Surface electrical resistance properties of the PUU films have been studied by measuring the surface electrical resistance. Results show that when the carbon black(CB) content reaches 20 phr, surface resistance of aluminum-contacting side and air-contacting side decreased from 1.18x1015 Ω/cm2 and 1.33x1015 Ω/cm2 to 5.91x106 Ω/cm2 (decreased 9 orders)and 9.20x106 Ω/cm2(decreased 9 orders), respectively. However, when the carbon nanotube content was only 5phr, surface resistance of aluminum-contacting side and air-contacting side decreased to 2.44x107 Ω/cm2 (decreased 8 orders) and 3.96x107 Ω/cm2(decreased 8 orders), respectively. Due to the high aspect ratio of carbon nanotubes, it forms better conductive network than that of carbon black particle. Generally speaking, this electrical resistance performance could be applied to antistatic and ESD materials for military applications at some middle or high relative humidity.
In this study, highly conductive metal such as silver or nickel were used to improve the conductivity of carbon nanotubes. The acid-treated carbon nanotubes posses carbonyl group on the surface of CNT, which was characterized by FT-IR spectra、EDS and Raman spectra. Silver or nickel then were coated on the surface of carbon nanotubes via oxidation-reduction reaction. The characterization was performed by EDS、XRD and TEM. Results indicate that the surface resistance of poly(urea-urethane) filled with nickel-coated (0.003M) carbon nanotubes (CNT-Ni-0.03M) in the aluminum-contacting side is 5.23x106 Ω/cm2,and three that of CNT-Ni-0.0015M、CNT-Ag-0.003M、CNT-Ag-0.0015M are 5.24x104 Ω/cm2、7.61x104 Ω/cm2、1.41x104 Ω/cm2, respectively.

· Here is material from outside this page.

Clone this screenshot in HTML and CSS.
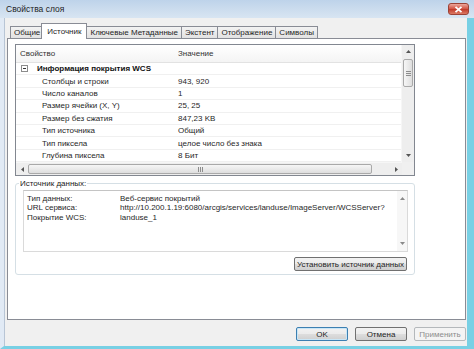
FILE: index.html
```html
<!DOCTYPE html>
<html>
<head>
  <title>Свойства слоя</title>
  <link rel="stylesheet" href="styles.css">
</head>
<body>
  <div class="window">
    <div class="titlebar">
      <span class="title">Свойства слоя</span>
      <span class="close">
        <svg width="9" height="7" viewBox="0 0 9 7"><path d="M1.5 0.8 L7.5 6.2 M7.5 0.8 L1.5 6.2" stroke="#fff" stroke-width="1.8"/></svg>
      </span>
    </div>
    <div class="frame">
      <div class="tabs">
        <div class="tab">Общие</div>
        <div class="tab active">Источник</div>
        <div class="tab">Ключевые Метаданные</div>
        <div class="tab">Экстент</div>
        <div class="tab">Отображение</div>
        <div class="tab">Символы</div>
      </div>

      <div class="panel">
        <div class="grid">
          <div class="grid-main">
            <div class="grid-view">
              <div class="grid-head">
                <span class="c1">Свойство</span>
                <span class="c2">Значение</span>
              </div>
              <div class="row group">
                <svg class="toggle" width="7" height="7" viewBox="0 0 7 7"><rect x="0.5" y="0.5" width="6" height="6" fill="#fff" stroke="#8c8c8c"/><path d="M2 3.5 H5" stroke="#333"/></svg>
                <span>Информация покрытия WCS</span>
              </div>
              <div class="row"><span class="c1">Столбцы и строки</span><span class="c2">943, 920</span></div>
              <div class="row"><span class="c1">Число каналов</span><span class="c2">1</span></div>
              <div class="row"><span class="c1">Размер ячейки (X, Y)</span><span class="c2">25, 25</span></div>
              <div class="row"><span class="c1">Размер без сжатия</span><span class="c2">847,23 KB</span></div>
              <div class="row"><span class="c1">Тип источника</span><span class="c2">Общий</span></div>
              <div class="row"><span class="c1">Тип пиксела</span><span class="c2">целое число без знака</span></div>
              <div class="row"><span class="c1">Глубина пиксела</span><span class="c2">8 Бит</span></div>
            </div>
            <div class="vscroll">
              <div class="sb-btn"><svg width="5" height="3" viewBox="0 0 5 3"><path d="M0 3 L2.5 0 L5 3Z" fill="#555"/></svg></div>
              <div class="thumb-v"><span class="grip-v"></span></div>
              <div class="sb-track"></div>
              <div class="sb-btn"><svg width="5" height="3" viewBox="0 0 5 3"><path d="M0 0 L2.5 3 L5 0Z" fill="#555"/></svg></div>
            </div>
          </div>
          <div class="hscroll-row">
            <div class="hscroll">
              <div class="sb-btn-h"><svg width="3" height="5" viewBox="0 0 3 5"><path d="M3 0 L0 2.5 L3 5Z" fill="#555"/></svg></div>
              <div class="thumb-h"><span class="grip-h"></span></div>
              <div class="sb-track"></div>
              <div class="sb-btn-h"><svg width="3" height="5" viewBox="0 0 3 5"><path d="M0 0 L3 2.5 L0 5Z" fill="#555"/></svg></div>
            </div>
            <div class="corner"></div>
          </div>
        </div>

        <fieldset class="source">
          <legend>Источник данных:</legend>
          <div class="info">
            <div class="info-lines">
              <div class="line"><span class="k">Тип данных:</span><span>Веб-сервис покрытий</span></div>
              <div class="line"><span class="k">URL сервиса:</span><span>http://10.200.1.19:6080/arcgis/services/landuse/ImageServer/WCSServer?</span></div>
              <div class="line"><span class="k">Покрытие WCS:</span><span>landuse_1</span></div>
            </div>
            <div class="info-scroll">
              <svg width="5" height="3" viewBox="0 0 5 3"><path d="M0 3 L2.5 0 L5 3Z" fill="#8a8a8a"/></svg>
              <svg width="5" height="3" viewBox="0 0 5 3"><path d="M0 0 L2.5 3 L5 0Z" fill="#8a8a8a"/></svg>
            </div>
          </div>
          <div class="source-actions">
            <button class="btn">Установить источник данных</button>
          </div>
        </fieldset>
      </div>

      <div class="dialog-buttons">
        <button class="btn default">OK</button>
        <button class="btn">Отмена</button>
        <button class="btn" disabled>Применить</button>
      </div>
    </div>
  </div>
</body>
</html>
```

FILE: styles.css
```css
body {
  margin: 0;
  font-family: "Liberation Sans", Arial, sans-serif;
  font-size: 8px;
  color: #1f1f1f;
}
.window {
  width: 474px;
  height: 349px;
  display: flex;
  flex-direction: column;
  background: #dce7f3;
}
.titlebar {
  height: 18px;
  flex: none;
  display: flex;
  align-items: center;
  justify-content: space-between;
  padding: 0 5px 0 6px;
  background: linear-gradient(#bed3ea, #d8e5f2);
}
.title {
  font-size: 8.5px;
  color: #1e1e1e;
}
.close {
  width: 21px;
  height: 12px;
  box-sizing: border-box;
  border: 1px solid #9c4236;
  border-radius: 3px;
  background: linear-gradient(#eca79c, #d35a4b 45%, #c23d2d 55%, #dc7a64);
  display: flex;
  align-items: center;
  justify-content: center;
}
.frame {
  flex: 1;
  display: flex;
  flex-direction: column;
  border-left: 4px solid #e1eaf5;
  border-right: 7px solid #78d0e4;
  border-bottom: 3px solid #78d0e4;
  background: #f0f0f0;
  box-shadow: inset 1px 0 #b8c5d5;
}

/* tabs */
.tabs {
  height: 20px;
  flex: none;
  display: flex;
  align-items: flex-end;
  padding-left: 6px;
}
.tab {
  height: 12px;
  box-sizing: border-box;
  padding: 0 3px;
  border: 1px solid #898c95;
  border-bottom: none;
  margin-right: -1px;
  background: linear-gradient(#f3f3f3, #e2e2e2);
  line-height: 11px;
  white-space: nowrap;
}
.tab.active {
  height: 16px;
  margin: 0 -1px -1px -2px;
  padding: 0 5px;
  background: #fff;
  line-height: 15px;
  position: relative;
  z-index: 1;
}

.panel {
  flex: none;
  height: 282px;
  box-sizing: border-box;
  margin: 0 1px 0 3px;
  border: 1px solid #898c95;
  background: #fff;
  padding: 5px 0 0 7px;
}

/* property grid */
.grid {
  width: 400px;
  height: 132px;
  box-sizing: border-box;
  border: 1px solid #828790;
  display: flex;
  flex-direction: column;
}
.grid-main {
  flex: 1;
  display: flex;
  min-height: 0;
}
.grid-view {
  flex: 1;
  overflow: hidden;
}
.grid-head {
  height: 18px;
  box-sizing: border-box;
  display: flex;
  align-items: center;
  background: linear-gradient(#ffffff, #f4f4f4);
  border-bottom: 1px solid #e2e2e2;
  color: #333;
}
.grid-head .c1 {
  width: 158px;
  padding-left: 4px;
  box-sizing: border-box;
}
.grid-head .c2 {
  padding-left: 4px;
}
.row {
  height: 12.4px;
  box-sizing: border-box;
  display: flex;
  align-items: center;
  border-bottom: 1px solid #f0f0f0;
  white-space: nowrap;
}
.row .c1 {
  width: 158px;
  padding-left: 26px;
  box-sizing: border-box;
}
.row .c2 {
  padding-left: 4px;
}
.row.group {
  font-weight: bold;
  color: #111;
}
.toggle {
  margin: 0 9px 0 5px;
}

/* scrollbars */
.vscroll {
  width: 12px;
  display: flex;
  flex-direction: column;
  background: #eeeeee;
  border-left: 1px solid #f6f6f6;
}
.sb-btn {
  height: 13px;
  flex: none;
  display: flex;
  align-items: center;
  justify-content: center;
}
.sb-track {
  flex: 1;
}
.thumb-v {
  height: 28px;
  margin: 1px 1px 0;
  box-sizing: border-box;
  border: 1px solid #a9a9a9;
  border-radius: 2px;
  background: linear-gradient(90deg, #f6f6f6, #dedede);
  display: flex;
  align-items: center;
  justify-content: center;
}
.grip-v {
  width: 5px;
  height: 5px;
  background: repeating-linear-gradient(#8d8d8d 0 1px, transparent 1px 2px);
}
.hscroll-row {
  height: 13px;
  flex: none;
  display: flex;
}
.hscroll {
  flex: 1;
  display: flex;
  background: #eeeeee;
  border-top: 1px solid #f6f6f6;
}
.sb-btn-h {
  width: 12px;
  flex: none;
  display: flex;
  align-items: center;
  justify-content: center;
}
.thumb-h {
  width: 344px;
  margin: 1px 0;
  box-sizing: border-box;
  border: 1px solid #a9a9a9;
  border-radius: 2px;
  background: linear-gradient(#f6f6f6, #dedede);
  display: flex;
  align-items: center;
  justify-content: center;
}
.grip-h {
  width: 5px;
  height: 5px;
  background: repeating-linear-gradient(90deg, #8d8d8d 0 1px, transparent 1px 2px);
}
.corner {
  width: 12px;
  background: #f0f0f0;
}

/* data source group */
.source {
  width: 400px;
  box-sizing: border-box;
  margin: 3px 0 0;
  padding: 0 6px 3px 7px;
  border: 1px solid #d5dfe5;
  border-radius: 3px;
}
.source legend {
  padding: 0 1px;
  margin-left: -4px;
  color: #222;
}
.info {
  height: 62px;
  box-sizing: border-box;
  margin-top: 2px;
  border: 1px solid #dadada;
  border-top-color: #c4c4c4;
  display: flex;
}
.info-lines {
  flex: 1;
  padding: 3px 0 0 3px;
}
.line {
  display: flex;
  line-height: 9.3px;
  white-space: nowrap;
}
.line .k {
  width: 93px;
  flex: none;
}
.info-scroll {
  width: 10px;
  display: flex;
  flex-direction: column;
  align-items: center;
  justify-content: space-between;
  padding: 6px 0 6px;
  background: #f7f7f7;
}
.source-actions {
  display: flex;
  justify-content: flex-end;
  margin-top: 5px;
  padding-right: 1px;
}

/* buttons */
.btn {
  height: 14px;
  box-sizing: border-box;
  padding: 0 2px;
  font-family: "Liberation Sans", Arial, sans-serif;
  font-size: 8px;
  color: #1f1f1f;
  border: 1px solid #707070;
  border-radius: 2px;
  background: linear-gradient(#f2f2f2, #ebebeb 50%, #dddddd 51%, #cfcfcf);
}
.btn.default {
  border-color: #3c7fb1;
  box-shadow: inset 0 0 0 1px #c8e6f7;
}
.btn:disabled {
  border-color: #b4b8bb;
  background: #f4f4f4;
  color: #8d8d8d;
}
.dialog-buttons {
  display: flex;
  justify-content: flex-end;
  gap: 7px;
  padding: 7px 1px 0 0;
}
.dialog-buttons .btn {
  width: 52px;
}
```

TGA results showed that introducing inorganic conductive filler (carbon black, carbon nanotube, CNT-Ag, CNT-Ni) into PUU can increase the thermal stability of PUU. For example, the 10% weight loss of PUU increased from 260.4℃ to 280.6℃ when 20 phr (part per hundred percent resin) of carbon black was added to poly(urea-urethane).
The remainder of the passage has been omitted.